# WHAT THE EXERCISE ASKS
Quote all entries exactly, leaving pictures aside.

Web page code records

+++++

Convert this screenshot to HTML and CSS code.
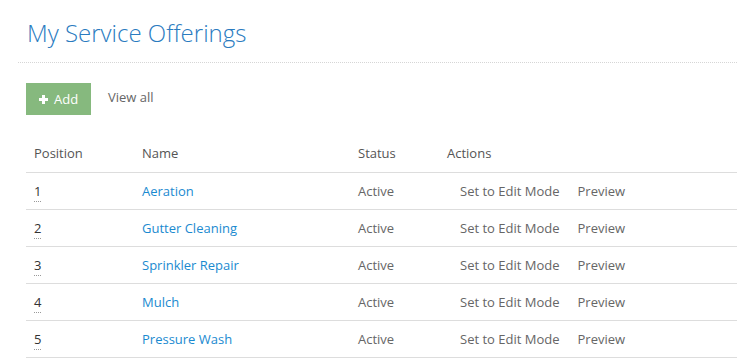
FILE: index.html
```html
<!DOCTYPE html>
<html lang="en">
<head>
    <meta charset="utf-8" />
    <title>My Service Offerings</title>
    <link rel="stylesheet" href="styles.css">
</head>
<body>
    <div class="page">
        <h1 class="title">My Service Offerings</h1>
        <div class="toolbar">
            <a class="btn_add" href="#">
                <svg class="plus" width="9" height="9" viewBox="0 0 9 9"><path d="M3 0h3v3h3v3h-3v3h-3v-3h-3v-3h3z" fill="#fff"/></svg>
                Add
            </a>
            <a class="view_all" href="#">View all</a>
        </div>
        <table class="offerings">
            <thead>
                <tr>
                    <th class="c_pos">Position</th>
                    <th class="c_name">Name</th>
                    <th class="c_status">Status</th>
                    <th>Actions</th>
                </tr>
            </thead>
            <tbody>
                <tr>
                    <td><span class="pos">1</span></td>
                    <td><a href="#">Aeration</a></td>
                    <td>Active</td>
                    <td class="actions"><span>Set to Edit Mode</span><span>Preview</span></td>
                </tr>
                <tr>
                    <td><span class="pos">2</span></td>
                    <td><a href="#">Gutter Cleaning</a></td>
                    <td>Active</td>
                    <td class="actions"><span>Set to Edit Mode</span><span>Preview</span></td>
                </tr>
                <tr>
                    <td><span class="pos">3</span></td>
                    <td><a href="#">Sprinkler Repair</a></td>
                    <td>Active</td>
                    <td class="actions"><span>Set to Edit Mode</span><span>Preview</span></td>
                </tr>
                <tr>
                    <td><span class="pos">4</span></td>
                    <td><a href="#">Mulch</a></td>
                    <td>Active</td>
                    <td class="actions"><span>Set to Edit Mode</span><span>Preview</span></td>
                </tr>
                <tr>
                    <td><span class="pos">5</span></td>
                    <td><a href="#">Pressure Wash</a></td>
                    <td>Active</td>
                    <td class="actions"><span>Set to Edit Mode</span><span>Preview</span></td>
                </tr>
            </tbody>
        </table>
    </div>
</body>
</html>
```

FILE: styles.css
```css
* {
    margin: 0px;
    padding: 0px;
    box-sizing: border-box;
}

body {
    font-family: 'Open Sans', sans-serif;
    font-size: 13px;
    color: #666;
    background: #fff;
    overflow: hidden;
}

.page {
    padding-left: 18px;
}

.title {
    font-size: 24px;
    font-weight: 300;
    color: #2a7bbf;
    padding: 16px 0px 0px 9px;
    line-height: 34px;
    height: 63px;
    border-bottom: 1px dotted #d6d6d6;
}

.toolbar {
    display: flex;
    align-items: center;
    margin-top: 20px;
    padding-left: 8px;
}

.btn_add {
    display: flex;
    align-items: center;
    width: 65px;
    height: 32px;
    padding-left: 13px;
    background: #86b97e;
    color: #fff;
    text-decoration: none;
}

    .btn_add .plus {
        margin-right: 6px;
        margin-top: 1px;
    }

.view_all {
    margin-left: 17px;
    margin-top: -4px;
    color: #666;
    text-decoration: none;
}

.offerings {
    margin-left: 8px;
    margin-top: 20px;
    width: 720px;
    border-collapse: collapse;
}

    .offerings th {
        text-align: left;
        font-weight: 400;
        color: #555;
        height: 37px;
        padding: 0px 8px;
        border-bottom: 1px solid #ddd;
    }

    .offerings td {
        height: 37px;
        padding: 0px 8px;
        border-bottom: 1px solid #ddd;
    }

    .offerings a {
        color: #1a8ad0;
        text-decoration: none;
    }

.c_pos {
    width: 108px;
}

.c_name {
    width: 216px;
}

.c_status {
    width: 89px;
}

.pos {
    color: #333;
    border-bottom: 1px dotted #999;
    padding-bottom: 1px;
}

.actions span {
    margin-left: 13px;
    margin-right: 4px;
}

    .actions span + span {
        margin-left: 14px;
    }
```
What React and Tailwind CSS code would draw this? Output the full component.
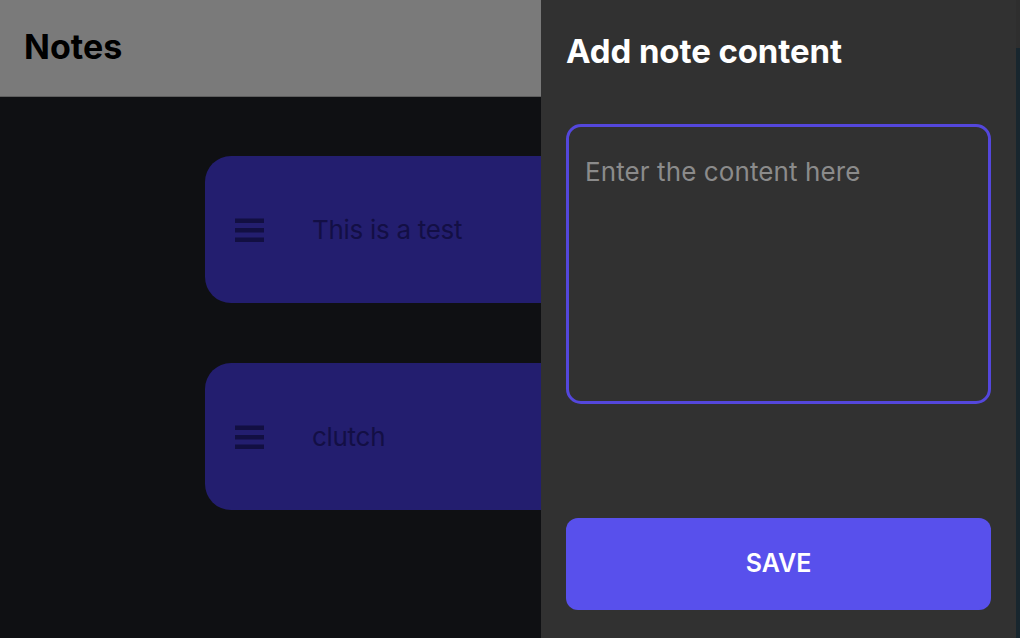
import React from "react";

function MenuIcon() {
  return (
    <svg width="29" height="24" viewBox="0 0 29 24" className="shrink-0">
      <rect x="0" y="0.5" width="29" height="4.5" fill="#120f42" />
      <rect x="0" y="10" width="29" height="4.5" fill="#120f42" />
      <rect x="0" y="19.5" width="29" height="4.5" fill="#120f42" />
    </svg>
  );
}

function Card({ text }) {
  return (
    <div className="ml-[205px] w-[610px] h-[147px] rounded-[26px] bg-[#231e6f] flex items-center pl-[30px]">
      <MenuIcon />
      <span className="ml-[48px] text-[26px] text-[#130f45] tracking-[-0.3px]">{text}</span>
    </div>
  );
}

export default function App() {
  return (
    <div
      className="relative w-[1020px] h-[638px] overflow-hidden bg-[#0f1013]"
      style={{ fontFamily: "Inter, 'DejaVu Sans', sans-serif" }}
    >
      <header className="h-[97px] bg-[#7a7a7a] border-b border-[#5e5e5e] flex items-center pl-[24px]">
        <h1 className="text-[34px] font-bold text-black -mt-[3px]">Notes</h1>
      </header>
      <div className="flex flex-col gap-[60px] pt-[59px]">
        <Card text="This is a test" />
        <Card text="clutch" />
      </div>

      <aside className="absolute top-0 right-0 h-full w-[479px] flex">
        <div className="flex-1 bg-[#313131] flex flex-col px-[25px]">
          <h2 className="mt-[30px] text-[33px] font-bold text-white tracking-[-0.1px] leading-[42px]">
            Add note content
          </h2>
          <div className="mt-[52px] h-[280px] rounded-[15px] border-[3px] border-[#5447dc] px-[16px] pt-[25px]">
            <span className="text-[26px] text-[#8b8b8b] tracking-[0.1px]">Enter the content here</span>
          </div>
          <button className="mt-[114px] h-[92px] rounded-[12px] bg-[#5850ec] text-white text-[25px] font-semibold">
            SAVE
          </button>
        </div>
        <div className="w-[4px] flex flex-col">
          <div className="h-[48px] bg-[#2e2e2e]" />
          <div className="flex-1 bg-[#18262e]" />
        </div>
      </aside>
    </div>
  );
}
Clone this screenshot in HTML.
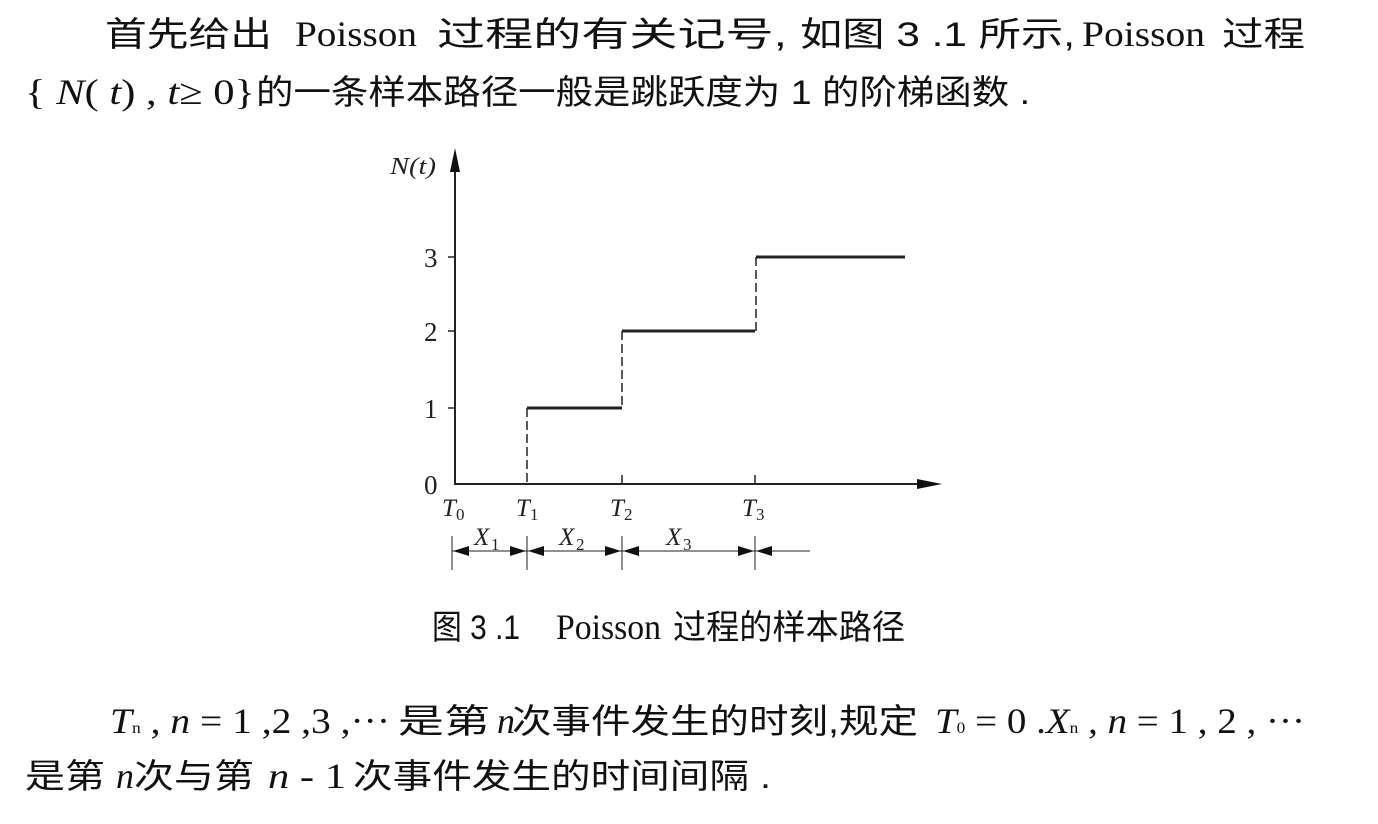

+++++

# FINAL RESULT
Convert this screenshot to HTML and CSS code.
FILE: index.html
```html
<!DOCTYPE html>
<html lang="en">
<head>
    <meta charset="utf-8" />
    <title>My Service Offerings</title>
    <link rel="stylesheet" href="styles.css">
</head>
<body>
    <div class="page">
        <h1 class="title">My Service Offerings</h1>
        <div class="toolbar">
            <a class="btn_add" href="#">
                <svg class="plus" width="9" height="9" viewBox="0 0 9 9"><path d="M3 0h3v3h3v3h-3v3h-3v-3h-3v-3h3z" fill="#fff"/></svg>
                Add
            </a>
            <a class="view_all" href="#">View all</a>
        </div>
        <table class="offerings">
            <thead>
                <tr>
                    <th class="c_pos">Position</th>
                    <th class="c_name">Name</th>
                    <th class="c_status">Status</th>
                    <th>Actions</th>
                </tr>
            </thead>
            <tbody>
                <tr>
                    <td><span class="pos">1</span></td>
                    <td><a href="#">Aeration</a></td>
                    <td>Active</td>
                    <td class="actions"><span>Set to Edit Mode</span><span>Preview</span></td>
                </tr>
                <tr>
                    <td><span class="pos">2</span></td>
                    <td><a href="#">Gutter Cleaning</a></td>
                    <td>Active</td>
                    <td class="actions"><span>Set to Edit Mode</span><span>Preview</span></td>
                </tr>
                <tr>
                    <td><span class="pos">3</span></td>
                    <td><a href="#">Sprinkler Repair</a></td>
                    <td>Active</td>
                    <td class="actions"><span>Set to Edit Mode</span><span>Preview</span></td>
                </tr>
                <tr>
                    <td><span class="pos">4</span></td>
                    <td><a href="#">Mulch</a></td>
                    <td>Active</td>
                    <td class="actions"><span>Set to Edit Mode</span><span>Preview</span></td>
                </tr>
                <tr>
                    <td><span class="pos">5</span></td>
                    <td><a href="#">Pressure Wash</a></td>
                    <td>Active</td>
                    <td class="actions"><span>Set to Edit Mode</span><span>Preview</span></td>
                </tr>
            </tbody>
        </table>
    </div>
</body>
</html>
```

FILE: styles.css
```css
* {
    margin: 0px;
    padding: 0px;
    box-sizing: border-box;
}

body {
    font-family: 'Open Sans', sans-serif;
    font-size: 13px;
    color: #666;
    background: #fff;
    overflow: hidden;
}

.page {
    padding-left: 18px;
}

.title {
    font-size: 24px;
    font-weight: 300;
    color: #2a7bbf;
    padding: 16px 0px 0px 9px;
    line-height: 34px;
    height: 63px;
    border-bottom: 1px dotted #d6d6d6;
}

.toolbar {
    display: flex;
    align-items: center;
    margin-top: 20px;
    padding-left: 8px;
}

.btn_add {
    display: flex;
    align-items: center;
    width: 65px;
    height: 32px;
    padding-left: 13px;
    background: #86b97e;
    color: #fff;
    text-decoration: none;
}

    .btn_add .plus {
        margin-right: 6px;
        margin-top: 1px;
    }

.view_all {
    margin-left: 17px;
    margin-top: -4px;
    color: #666;
    text-decoration: none;
}

.offerings {
    margin-left: 8px;
    margin-top: 20px;
    width: 720px;
    border-collapse: collapse;
}

    .offerings th {
        text-align: left;
        font-weight: 400;
        color: #555;
        height: 37px;
        padding: 0px 8px;
        border-bottom: 1px solid #ddd;
    }

    .offerings td {
        height: 37px;
        padding: 0px 8px;
        border-bottom: 1px solid #ddd;
    }

    .offerings a {
        color: #1a8ad0;
        text-decoration: none;
    }

.c_pos {
    width: 108px;
}

.c_name {
    width: 216px;
}

.c_status {
    width: 89px;
}

.pos {
    color: #333;
    border-bottom: 1px dotted #999;
    padding-bottom: 1px;
}

.actions span {
    margin-left: 13px;
    margin-right: 4px;
}

    .actions span + span {
        margin-left: 14px;
    }
```
What React and Tailwind CSS code would draw this? Output the full component.
import React from "react";

function MenuIcon() {
  return (
    <svg width="29" height="24" viewBox="0 0 29 24" className="shrink-0">
      <rect x="0" y="0.5" width="29" height="4.5" fill="#120f42" />
      <rect x="0" y="10" width="29" height="4.5" fill="#120f42" />
      <rect x="0" y="19.5" width="29" height="4.5" fill="#120f42" />
    </svg>
  );
}

function Card({ text }) {
  return (
    <div className="ml-[205px] w-[610px] h-[147px] rounded-[26px] bg-[#231e6f] flex items-center pl-[30px]">
      <MenuIcon />
      <span className="ml-[48px] text-[26px] text-[#130f45] tracking-[-0.3px]">{text}</span>
    </div>
  );
}

export default function App() {
  return (
    <div
      className="relative w-[1020px] h-[638px] overflow-hidden bg-[#0f1013]"
      style={{ fontFamily: "Inter, 'DejaVu Sans', sans-serif" }}
    >
      <header className="h-[97px] bg-[#7a7a7a] border-b border-[#5e5e5e] flex items-center pl-[24px]">
        <h1 className="text-[34px] font-bold text-black -mt-[3px]">Notes</h1>
      </header>
      <div className="flex flex-col gap-[60px] pt-[59px]">
        <Card text="This is a test" />
        <Card text="clutch" />
      </div>

      <aside className="absolute top-0 right-0 h-full w-[479px] flex">
        <div className="flex-1 bg-[#313131] flex flex-col px-[25px]">
          <h2 className="mt-[30px] text-[33px] font-bold text-white tracking-[-0.1px] leading-[42px]">
            Add note content
          </h2>
          <div className="mt-[52px] h-[280px] rounded-[15px] border-[3px] border-[#5447dc] px-[16px] pt-[25px]">
            <span className="text-[26px] text-[#8b8b8b] tracking-[0.1px]">Enter the content here</span>
          </div>
          <button className="mt-[114px] h-[92px] rounded-[12px] bg-[#5850ec] text-white text-[25px] font-semibold">
            SAVE
          </button>
        </div>
        <div className="w-[4px] flex flex-col">
          <div className="h-[48px] bg-[#2e2e2e]" />
          <div className="flex-1 bg-[#18262e]" />
        </div>
      </aside>
    </div>
  );
}
Clone this screenshot in HTML.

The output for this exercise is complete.